D’autres sociétés privées africaines, comme Esoko au Ghana par exemple, ont basé leur développement sur la technologie la plus accessible aux agriculteurs du continent : le téléphone mobile et surtout les SMS. Cela permet d’accéder à l’information sur les prix, à des prévisions météo, des conseils d’agronomes ou la mise en relation entre acheteurs et vendeurs. D’autres sociétés développent des activités similaires au Sénégal, au Mali, en Côte d’Ivoire, au Niger, etc.
Le bilan que l’on peut faire au terme de cette étude est contrasté. L’agriculture de précision, dans ses développements les plus récents, offre des perspectives intéressantes et semble alors à même de pouvoir jouer un rôle dans le développement agricole en Afrique de l’Ouest. D’un autre point de vue, l’adoption de cette technologie complexe et parfois coûteuse n’est pas forcément une priorité pour les agriculteurs ouest-africains dans le sens où elle vise avant tout à permettre une optimisation de la gestion des intrants qu’ils assurent déjà.

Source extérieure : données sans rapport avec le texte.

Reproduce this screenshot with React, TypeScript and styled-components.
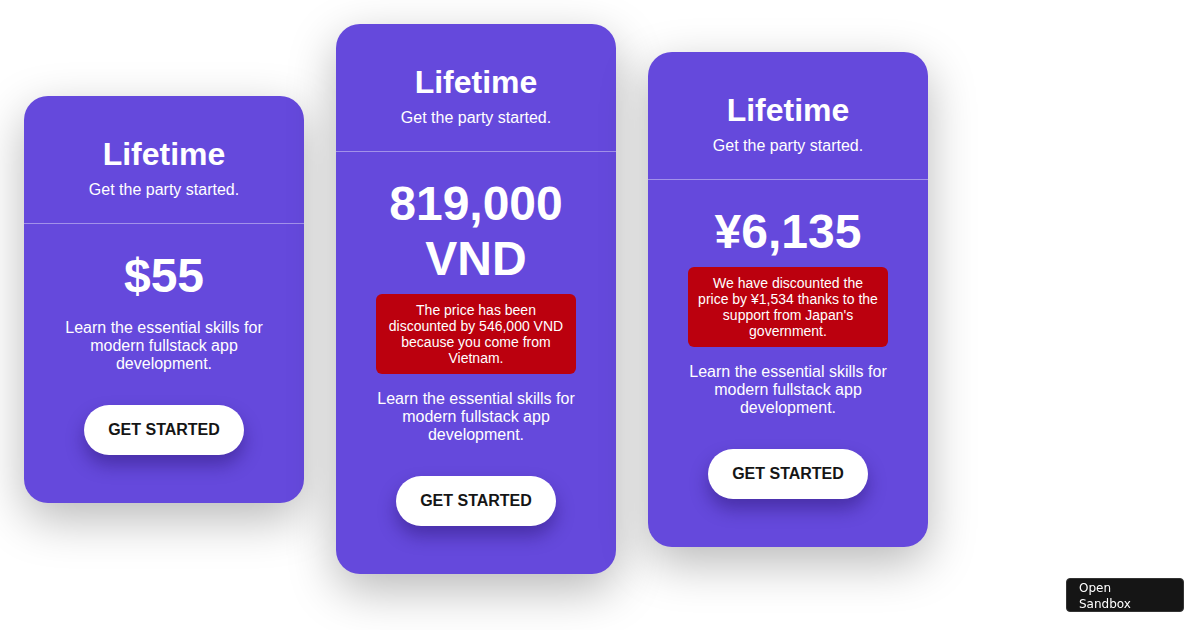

Il nous semble cependant que dans la perspective d’un renforcement de l’efficience de l’agriculture, il est nécessaire d’améliorer le niveau d’information de tous les agriculteurs de la planète sur les possibilités qu’offre la technologie actuelle et de renforcer les systèmes d’innovation existant autour d’eux. Les agriculteurs d’Afrique de l’Ouest pourraient alors décider d’utiliser ou non les solutions de l’agriculture digitale pour développer leur exploitation, ou encore s’en inspirer pour développer d’autres innovations plus endogènes.